Connecting data centres
Mavrakis says the same: “It’s not just Ciena that’s doing well; it’s all these optical companies. I mean, most of the growth for Nokia, say, is from its infrastructure business – which is all optical stuff, right? It is triggered by all the investments in AI data centres… So the AI market is lifting the optical industry, as seen in Ciena’s results. If you look at its 2024 numbers, there was a slight dip because [telecoms] service providers were not spending so much. But that has been completely negated by hyperscalers in 2025, investing much more than service providers ever did. And that will continue; investment in data centers is increasing, which will register for the optical firms too. And Ciena is one of the leaders. So the outlook is very positive; Ciena is very well placed.”
Indeed, he notes a developing trend in data centre construction. Where large training clusters have been concentrated in large venues until now, they will be progressively broken into smaller regional centers over the next few years, he says. The logic is to take advantage of energy availability – essentially to split power supplies between regions, just to be able to draw enough to power these monster AI factories. It’s not about sovereignty or latency, he responds; just about power. “It is just energy,” he says. “I mean, consider that most of these developments are in the US, where sovereignty is not such a priority – especially for training these large foundation models. Apart from supply chain constraints around getting GPUs from Nvidia, energy is the biggest challenge.”
He says: “There’s just not enough power in one place to support these massive sites. So they will be split into smaller regional clusters.” A forced-fragmentation will require distributed data centres to perform “as one”, he says – so the fibre between them is highly available and reliable, and fast. They need “thousands of fibres between”, he says. “So it is a very positive outlook for Ciena, and everyone else.” That’s the forecast; what about the weather outside? It is instructive to consider Ciena’s customer/product segmentation, split between enterprise customers (mobile operators mostly, and AT&T significantly, buying routing and switching products and software platforms), and cloud providers (hyperscalers and other AI factory builders, buying optical products and photonics solutions).
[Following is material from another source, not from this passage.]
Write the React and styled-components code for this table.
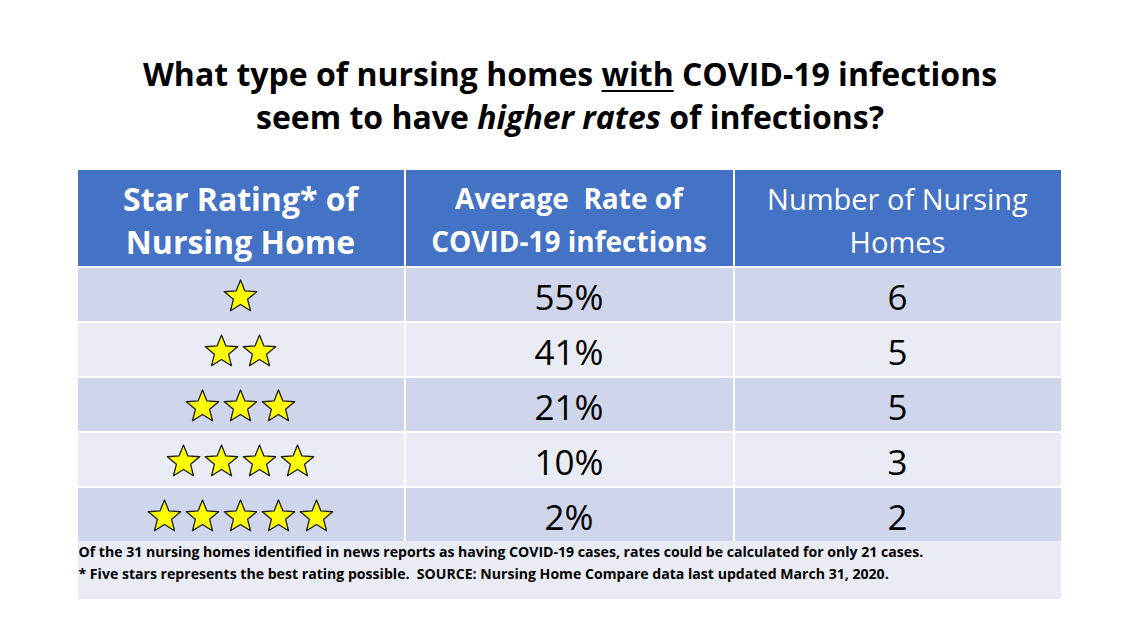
import React from 'react'
import styled, { createGlobalStyle } from 'styled-components'

const GlobalStyle = createGlobalStyle`
  html, body {
    margin: 0;
    padding: 0;
    background: #ffffff;
  }
  body {
    font-family: "Open Sans", Lato, sans-serif;
  }
`

const Page = styled.div`
  width: 1140px;
  height: 639px;
  display: flex;
  flex-direction: column;
  align-items: center;
  padding-top: 52px;
  box-sizing: border-box;
`

const Title = styled.h1`
  margin: 0;
  font-weight: 700;
  font-size: 32px;
  line-height: 43px;
  text-align: center;
  color: #000;

  u {
    text-decoration-thickness: 2px;
    text-underline-offset: 4px;
  }
`

const Table = styled.div`
  margin-top: 32px;
  margin-left: -2px;
  width: 983px;
  display: grid;
  grid-template-columns: 326px 327px 326px;
  column-gap: 2px;
  row-gap: 2px;
  background: #ffffff;
`

const HeadCell = styled.div`
  height: 96px;
  background: #4472c4;
  color: #ffffff;
  display: flex;
  align-items: center;
  justify-content: center;
  text-align: center;
  font-size: ${p => p.$size}px;
  font-weight: ${p => (p.$bold ? 700 : 400)};
  line-height: 43px;
  padding-top: 4px;
  box-sizing: border-box;
`

const Cell = styled.div`
  height: 53px;
  background: ${p => (p.$odd ? '#cfd5ea' : '#e9ebf5')};
  display: flex;
  align-items: center;
  justify-content: center;
  font-size: 35px;
  color: #000;
  padding-top: 4px;
  box-sizing: border-box;
`

const Stars = styled.div`
  display: flex;
  gap: 3px;
  padding-bottom: 3px;
`

const Footer = styled.div`
  grid-column: 1 / -1;
  height: 58px;
  margin-top: -2px;
  background: #e9ebf5;
  padding: 0 0 0 1px;
  box-sizing: border-box;
  font-size: 14.1px;
  font-weight: 700;
  line-height: 22px;
  color: #000;
`

const Star = () => (
  <svg width="35" height="33" viewBox="0 0 35 33">
    <polygon
      points="17.5,1 21.9,11.9 33.7,12.75 24.6,20.3 27.5,31.75 17.5,25.5 7.5,31.75 10.4,20.3 1.3,12.75 13.1,11.9"
      fill="#ffff00"
      stroke="#1e1e1e"
      strokeWidth="1.3"
      strokeLinejoin="round"
    />
  </svg>
)

const rows = [
  { stars: 1, rate: '55%', count: 6 },
  { stars: 2, rate: '41%', count: 5 },
  { stars: 3, rate: '21%', count: 5 },
  { stars: 4, rate: '10%', count: 3 },
  { stars: 5, rate: '2%', count: 2 },
]

export default function App() {
  return (
    <>
      <GlobalStyle />
      <Page>
        <Title>
          What type of nursing homes <u>with</u> COVID-19 infections
          <br />
          seem to have <i>higher rates</i> of infections?
        </Title>
        <Table>
          <HeadCell $bold $size={32}>Star Rating* of<br />Nursing Home</HeadCell>
          <HeadCell $bold $size={28}>Average&nbsp; Rate of<br />COVID-19 infections</HeadCell>
          <HeadCell $size={29}>Number of Nursing<br />Homes</HeadCell>
          {rows.map((r, i) => (
            <React.Fragment key={i}>
              <Cell $odd={i % 2 === 0}>
                <Stars>
                  {Array.from({ length: r.stars }).map((_, j) => (
                    <Star key={j} />
                  ))}
                </Stars>
              </Cell>
              <Cell $odd={i % 2 === 0}>{r.rate}</Cell>
              <Cell $odd={i % 2 === 0}>{r.count}</Cell>
            </React.Fragment>
          ))}
          <Footer>
            Of the 31 nursing homes identified in news reports as having COVID-19 cases, rates could be calculated for only 21 cases.
            <br />
            * Five stars represents the best rating possible.&nbsp; SOURCE: Nursing Home Compare data last updated March 31, 2020.
          </Footer>
        </Table>
      </Page>
    </>
  )
}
The trend is towards the latter, and also towards a stronghold of clients, like AT&T and certain others. On the latter score, Ciena detailed some dependence on a few large customers in its 2025 results, particularly towards the back-end of the year, when three customers contributed 43-percent of revenue in the quarter worth 10-plus percent in the full year – and just two contributed 28.4 percent in the quarter and 10-plus percent, again, in the fiscal year. Dey’s analysis is good on this; he cites a full-year filing that a “large and unknown cloud provider” accounted for around 18 percent of its total sales in 2025. Which is where the wind is blowing, about this rising swell around AI data centres. “The turnaround [in 2025] was led by an acceleration in [its] optical networking segment,” he writes.
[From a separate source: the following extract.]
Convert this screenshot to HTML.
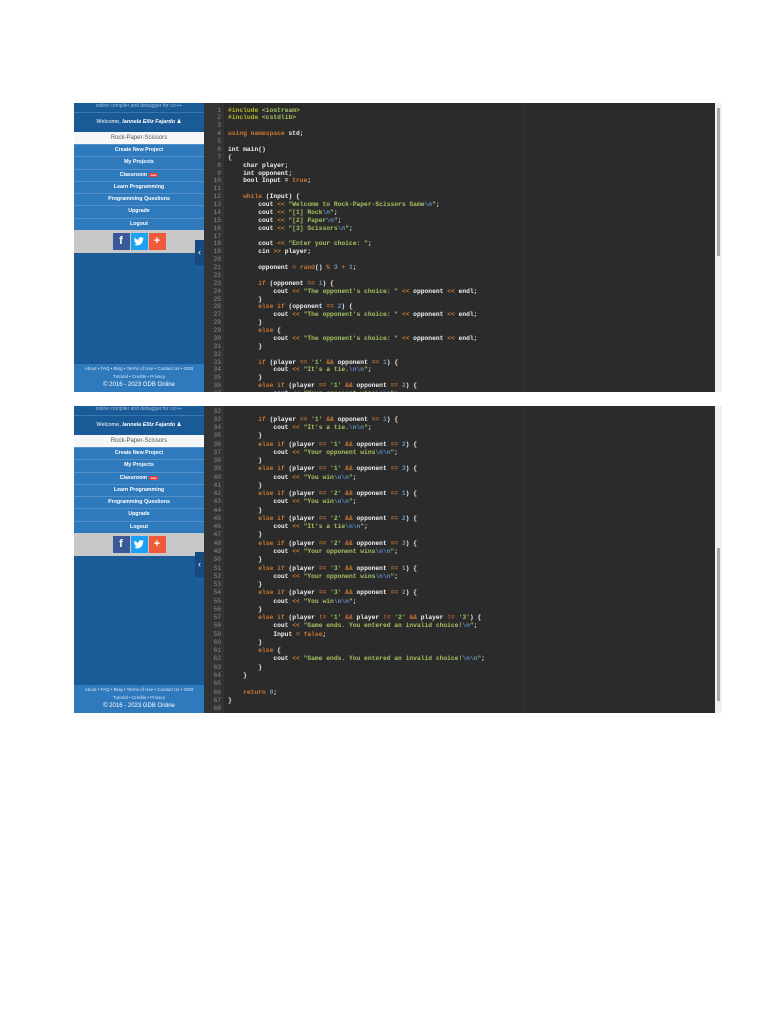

He explains: “Management attributed the strong growth in optical networking to rapid pick up in sales of photonic optical line systems… [which are] typically used to simplify and automate the deployment and operation of flexible, high-capacity networks. Coherent pluggable transceivers were the other product segment that contributed to accelerating growth which probably incentivized Ciena to acquire Nubis and expand its optical networking solutions portfolio for scale up and scale out networks.” Which is an interesting sub-plot in optical networking, tied to AI data centres, as well. This focus on high-capacity optical systems also helps explain Ciena’s acquisition of Nubis, which expands its portfolio deeper into short-reach and near-compute interconnects for AI-driven networks.
Connecting data systems
The theme extends into AI data centres as well. “With density in GPU clusters already crossing 100,000 GPUs on a single fabric, it makes sense that the industry is looking at deploying optical line systems to simplify and manage… these scale-up and scale-out networks,” says Dey.
That dynamic also explains why Ciena is rocking out — and why the fibre-optic divisions of companies such as Nokia and Cisco are also seeing an uplift. Fibre systems are required not only between data centres, but increasingly inside them, as system-level ‘fabrics’ span many racks and rows and on-site cabling connects thousands of GPUs across single facilities. At that scale, the fabric becomes optical by necessity, and is increasingly managed using telecom-style optical systems rather than treated just as oversized Ethernet clusters. Nubis delivers the short-reach and medium-reach optical interconnects – including co-packaged and near-packaged optics – to reduce power, latency, and complexity as these intra-facility comms scale.
The story goes deeper; the same logic extends inside the rack. As AI clusters are decomposed geographically, they are also decomposed architecturally, with processors and accelerators no longer confined to a single board or chassis, exposing the limits of traditional electrical interconnects even at very short distances. Mavrakis at ABI Research says copper is the pinch-point not just across racks, but within them. He says: “If you look at technologies like Nvidia’s NVLink, connecting GPUs on the same board, or the link switches that connect boards in a rack, they typically support one or two metres of reach at most. Which is driving discussions around silicon photonics – where everything becomes fibre rather than copper – moving deeper into the data centre, and ultimately inside the rack.”
For decades, the guiding principle has been “copper if you can, fibre if you must”, he says. Copper has been cheaper and simpler, and deeply entrenched – particularly in Ethernet-based systems. Fibre, by contrast, is expensive and complex, and notoriously power-hungry. But the calculus is changing. “It’s not that fibre is suddenly easy,” he says. “It’s still more expensive and complicated. But AI systems demand it – not everywhere, but increasingly so. In five to 10 years, fibre will dominate [inside the rack]; fibre is the growth area.” Which is reflected in the market, and in this narrative of course. A growing share of AI infrastructure investment is flowing into optical connectivity at ever shorter reaches – from data-centre interconnect, to intra-facility fabrics, to rack-level inter-GPU comms.
Recent moves underline the trend: Marvell’s acquisitions of XConn and Celestial AI, as written about last week; Qualcomm’s purchase of Alphawave in December; even Amphenol’s deal to acquire complementary operations from CommScope this week – all of these trades point to a race to control the interconnect layer closest to fragmenting data-centre compute functions. And the reason is plain: as AI systems become more distributed, performance bottlenecks increasingly sit in the interconnect – between facilities, across the data hall, in the rack. Value is shifting into cabling, connectors, fibre management, and optical packaging technologies that can move data efficiently at scale. And Ciena looks like a poster child for it.